MATERIAL FOR THIS TASK —
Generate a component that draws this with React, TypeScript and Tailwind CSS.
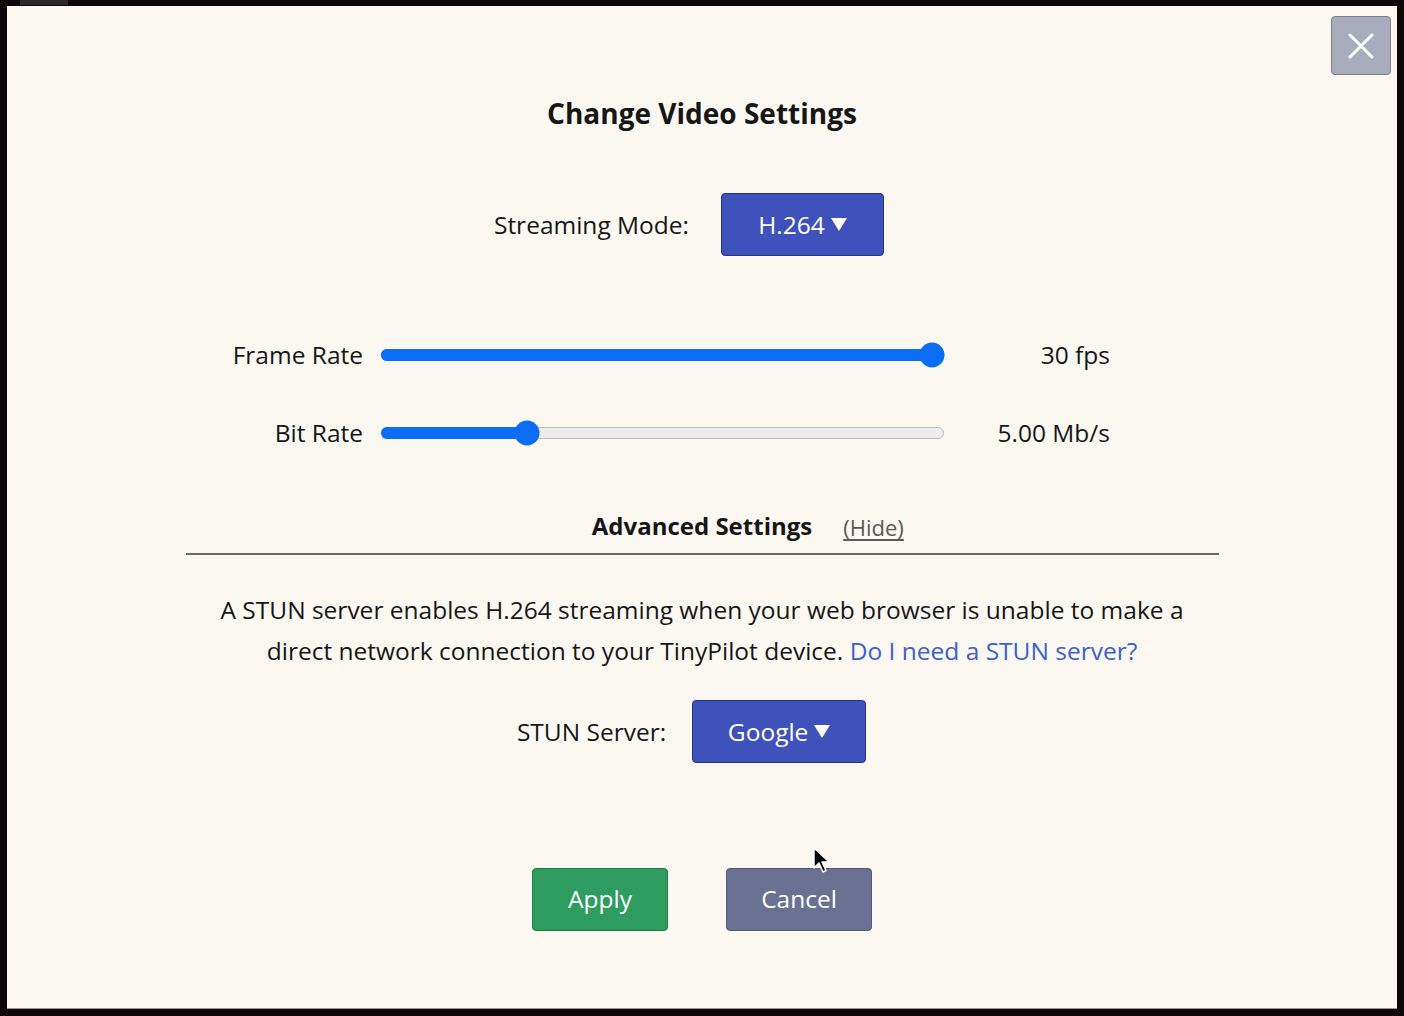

...

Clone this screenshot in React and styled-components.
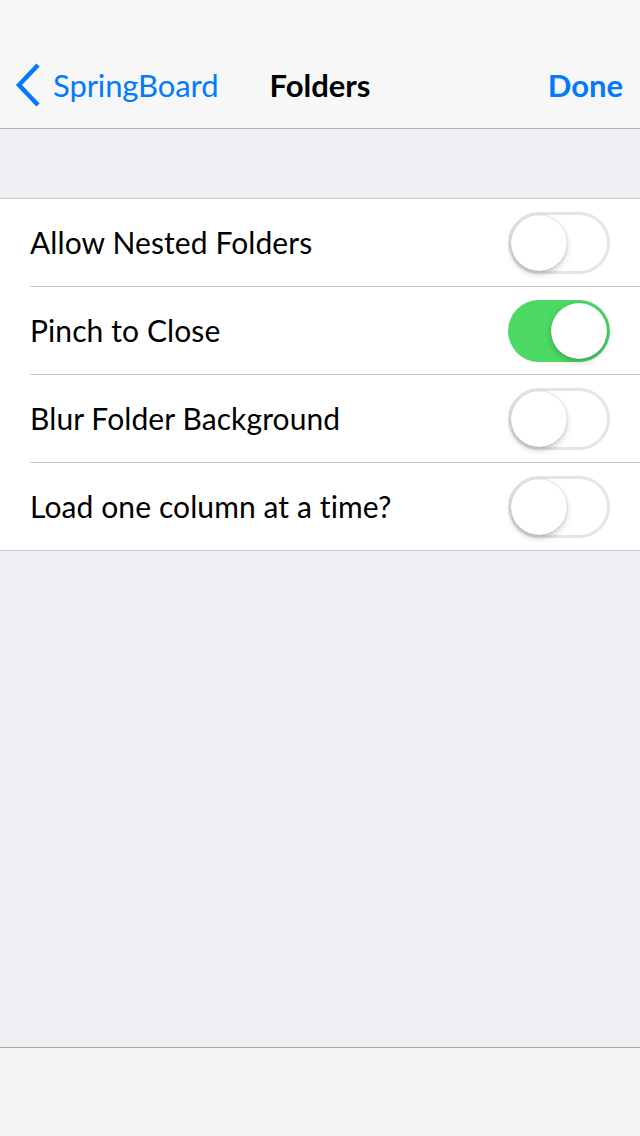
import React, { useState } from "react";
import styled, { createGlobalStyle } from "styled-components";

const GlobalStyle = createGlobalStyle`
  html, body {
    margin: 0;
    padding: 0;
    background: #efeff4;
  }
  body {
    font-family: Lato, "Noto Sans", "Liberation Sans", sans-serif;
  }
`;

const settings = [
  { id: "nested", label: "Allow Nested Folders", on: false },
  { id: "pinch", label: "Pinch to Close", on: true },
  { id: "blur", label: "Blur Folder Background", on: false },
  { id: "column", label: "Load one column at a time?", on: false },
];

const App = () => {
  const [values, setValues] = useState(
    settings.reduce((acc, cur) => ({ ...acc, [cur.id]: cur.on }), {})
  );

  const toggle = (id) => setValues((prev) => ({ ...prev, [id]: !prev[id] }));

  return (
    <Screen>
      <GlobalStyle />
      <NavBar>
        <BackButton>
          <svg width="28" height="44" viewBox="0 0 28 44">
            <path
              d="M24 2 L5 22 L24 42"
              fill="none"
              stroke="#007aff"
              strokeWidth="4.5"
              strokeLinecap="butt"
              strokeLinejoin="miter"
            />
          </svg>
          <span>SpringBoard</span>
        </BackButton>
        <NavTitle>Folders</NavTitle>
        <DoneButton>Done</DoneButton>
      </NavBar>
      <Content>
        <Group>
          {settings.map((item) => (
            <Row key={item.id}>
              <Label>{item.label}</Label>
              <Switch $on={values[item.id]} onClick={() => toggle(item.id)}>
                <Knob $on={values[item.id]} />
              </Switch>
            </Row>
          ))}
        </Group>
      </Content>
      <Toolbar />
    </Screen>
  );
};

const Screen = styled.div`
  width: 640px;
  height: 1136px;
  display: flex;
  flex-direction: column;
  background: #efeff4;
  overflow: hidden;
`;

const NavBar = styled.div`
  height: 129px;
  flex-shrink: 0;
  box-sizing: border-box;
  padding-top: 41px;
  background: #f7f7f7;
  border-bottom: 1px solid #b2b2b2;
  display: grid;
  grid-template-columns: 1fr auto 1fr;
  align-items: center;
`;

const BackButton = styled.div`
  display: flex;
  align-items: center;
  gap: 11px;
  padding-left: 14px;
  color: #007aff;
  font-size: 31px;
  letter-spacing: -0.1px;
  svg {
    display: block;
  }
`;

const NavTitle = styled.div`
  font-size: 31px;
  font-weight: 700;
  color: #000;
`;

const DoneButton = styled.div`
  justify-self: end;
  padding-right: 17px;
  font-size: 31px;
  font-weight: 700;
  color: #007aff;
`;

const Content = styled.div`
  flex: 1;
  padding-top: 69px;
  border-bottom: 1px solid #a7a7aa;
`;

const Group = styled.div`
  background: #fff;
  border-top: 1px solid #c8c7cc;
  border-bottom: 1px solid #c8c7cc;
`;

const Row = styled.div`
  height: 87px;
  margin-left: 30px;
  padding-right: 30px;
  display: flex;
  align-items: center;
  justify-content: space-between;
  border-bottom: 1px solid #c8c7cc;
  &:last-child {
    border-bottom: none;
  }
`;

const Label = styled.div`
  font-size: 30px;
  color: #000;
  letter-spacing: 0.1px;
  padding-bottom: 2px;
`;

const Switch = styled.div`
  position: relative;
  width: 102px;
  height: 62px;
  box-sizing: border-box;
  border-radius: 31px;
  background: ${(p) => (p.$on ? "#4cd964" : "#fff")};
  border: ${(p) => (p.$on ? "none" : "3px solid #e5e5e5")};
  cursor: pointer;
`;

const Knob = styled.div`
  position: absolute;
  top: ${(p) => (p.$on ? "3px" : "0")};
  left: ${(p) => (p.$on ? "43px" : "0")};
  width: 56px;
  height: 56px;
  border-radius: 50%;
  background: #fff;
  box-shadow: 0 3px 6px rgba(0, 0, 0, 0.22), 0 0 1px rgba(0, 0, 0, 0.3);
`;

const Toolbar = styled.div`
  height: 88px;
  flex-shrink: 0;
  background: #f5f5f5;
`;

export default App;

...

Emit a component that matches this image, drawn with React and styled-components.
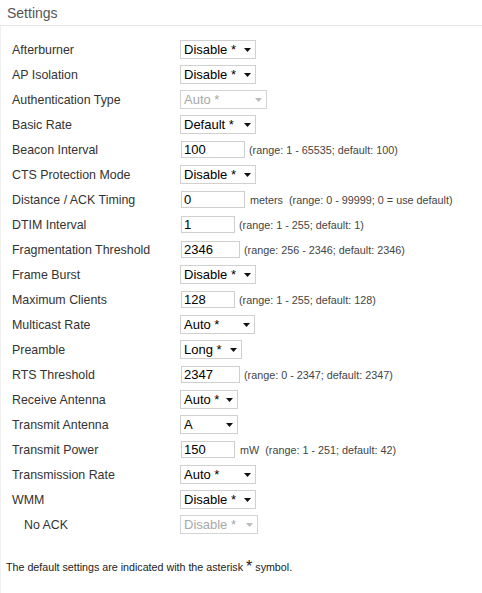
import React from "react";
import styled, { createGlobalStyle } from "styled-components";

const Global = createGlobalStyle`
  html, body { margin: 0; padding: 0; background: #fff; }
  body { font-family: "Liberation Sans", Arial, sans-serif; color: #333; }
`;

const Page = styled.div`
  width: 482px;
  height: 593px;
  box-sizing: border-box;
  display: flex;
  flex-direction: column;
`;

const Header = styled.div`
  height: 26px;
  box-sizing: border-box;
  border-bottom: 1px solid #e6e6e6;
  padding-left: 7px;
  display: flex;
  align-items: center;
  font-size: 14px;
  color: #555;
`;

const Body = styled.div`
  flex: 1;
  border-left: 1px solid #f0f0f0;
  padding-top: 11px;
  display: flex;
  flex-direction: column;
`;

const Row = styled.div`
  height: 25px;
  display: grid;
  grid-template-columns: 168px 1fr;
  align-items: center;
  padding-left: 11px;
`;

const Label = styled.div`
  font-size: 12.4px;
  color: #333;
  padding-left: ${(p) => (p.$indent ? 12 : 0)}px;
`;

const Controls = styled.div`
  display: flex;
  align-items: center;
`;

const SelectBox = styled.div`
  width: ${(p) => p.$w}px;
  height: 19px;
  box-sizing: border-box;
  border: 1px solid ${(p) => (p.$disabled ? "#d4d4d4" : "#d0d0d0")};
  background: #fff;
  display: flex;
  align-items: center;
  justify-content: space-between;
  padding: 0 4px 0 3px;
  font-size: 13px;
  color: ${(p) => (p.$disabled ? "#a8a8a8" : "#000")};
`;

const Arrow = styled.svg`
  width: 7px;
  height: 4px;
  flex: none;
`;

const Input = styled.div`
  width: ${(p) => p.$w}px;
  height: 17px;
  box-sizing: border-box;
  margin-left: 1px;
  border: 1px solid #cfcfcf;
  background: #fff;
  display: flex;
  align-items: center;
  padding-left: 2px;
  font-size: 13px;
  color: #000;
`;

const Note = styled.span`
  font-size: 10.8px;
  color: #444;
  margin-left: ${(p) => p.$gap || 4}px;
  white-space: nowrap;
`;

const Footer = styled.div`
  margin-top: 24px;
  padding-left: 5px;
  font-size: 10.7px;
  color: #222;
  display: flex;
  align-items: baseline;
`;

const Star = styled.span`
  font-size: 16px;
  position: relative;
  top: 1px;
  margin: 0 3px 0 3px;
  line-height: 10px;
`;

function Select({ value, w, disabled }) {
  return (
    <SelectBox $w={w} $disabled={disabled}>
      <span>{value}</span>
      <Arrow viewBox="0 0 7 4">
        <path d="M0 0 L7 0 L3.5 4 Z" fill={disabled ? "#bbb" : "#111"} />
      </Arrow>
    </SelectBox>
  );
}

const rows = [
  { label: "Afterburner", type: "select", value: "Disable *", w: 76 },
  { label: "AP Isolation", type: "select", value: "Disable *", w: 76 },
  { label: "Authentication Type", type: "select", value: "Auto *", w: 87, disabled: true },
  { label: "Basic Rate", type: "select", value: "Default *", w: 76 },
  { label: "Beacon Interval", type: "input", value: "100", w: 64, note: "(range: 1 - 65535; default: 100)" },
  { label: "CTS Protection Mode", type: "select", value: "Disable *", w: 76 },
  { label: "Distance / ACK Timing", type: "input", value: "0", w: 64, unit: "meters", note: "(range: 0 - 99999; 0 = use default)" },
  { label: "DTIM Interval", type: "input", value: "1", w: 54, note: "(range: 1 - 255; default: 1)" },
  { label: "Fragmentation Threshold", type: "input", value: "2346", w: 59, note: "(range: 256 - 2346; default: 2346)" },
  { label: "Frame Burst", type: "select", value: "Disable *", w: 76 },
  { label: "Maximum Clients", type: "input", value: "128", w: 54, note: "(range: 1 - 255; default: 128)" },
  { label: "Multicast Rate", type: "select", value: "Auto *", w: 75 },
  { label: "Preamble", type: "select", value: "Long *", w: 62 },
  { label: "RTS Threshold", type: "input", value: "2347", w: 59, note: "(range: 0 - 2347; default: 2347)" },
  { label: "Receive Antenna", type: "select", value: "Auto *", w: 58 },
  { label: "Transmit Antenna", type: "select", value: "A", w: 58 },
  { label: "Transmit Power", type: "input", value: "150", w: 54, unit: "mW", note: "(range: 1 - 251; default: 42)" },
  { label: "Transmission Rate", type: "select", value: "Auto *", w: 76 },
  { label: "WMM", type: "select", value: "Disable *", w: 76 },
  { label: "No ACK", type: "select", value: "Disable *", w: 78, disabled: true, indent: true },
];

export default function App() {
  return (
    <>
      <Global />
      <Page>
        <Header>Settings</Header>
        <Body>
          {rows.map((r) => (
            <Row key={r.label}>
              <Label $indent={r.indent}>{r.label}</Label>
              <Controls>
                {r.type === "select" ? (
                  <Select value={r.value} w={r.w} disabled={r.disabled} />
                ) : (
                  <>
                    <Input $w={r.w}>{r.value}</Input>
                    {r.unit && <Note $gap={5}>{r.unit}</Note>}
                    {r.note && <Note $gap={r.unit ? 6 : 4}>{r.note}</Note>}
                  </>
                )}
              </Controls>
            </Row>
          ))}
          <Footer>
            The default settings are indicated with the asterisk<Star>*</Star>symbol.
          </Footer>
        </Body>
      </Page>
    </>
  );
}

REQUEST — Omit all pictures and repeat exactly the lines from the one containing "Clone this screenshot" through the one containing "const toggle = (id)", ends included, with nothing added.

OUTPUT BELOW —
Clone this screenshot in React and styled-components.
import React, { useState } from "react";
import styled, { createGlobalStyle } from "styled-components";

const GlobalStyle = createGlobalStyle`
  html, body {
    margin: 0;
    padding: 0;
    background: #efeff4;
  }
  body {
    font-family: Lato, "Noto Sans", "Liberation Sans", sans-serif;
  }
`;

const settings = [
  { id: "nested", label: "Allow Nested Folders", on: false },
  { id: "pinch", label: "Pinch to Close", on: true },
  { id: "blur", label: "Blur Folder Background", on: false },
  { id: "column", label: "Load one column at a time?", on: false },
];

const App = () => {
  const [values, setValues] = useState(
    settings.reduce((acc, cur) => ({ ...acc, [cur.id]: cur.on }), {})
  );

  const toggle = (id) => setValues((prev) => ({ ...prev, [id]: !prev[id] }));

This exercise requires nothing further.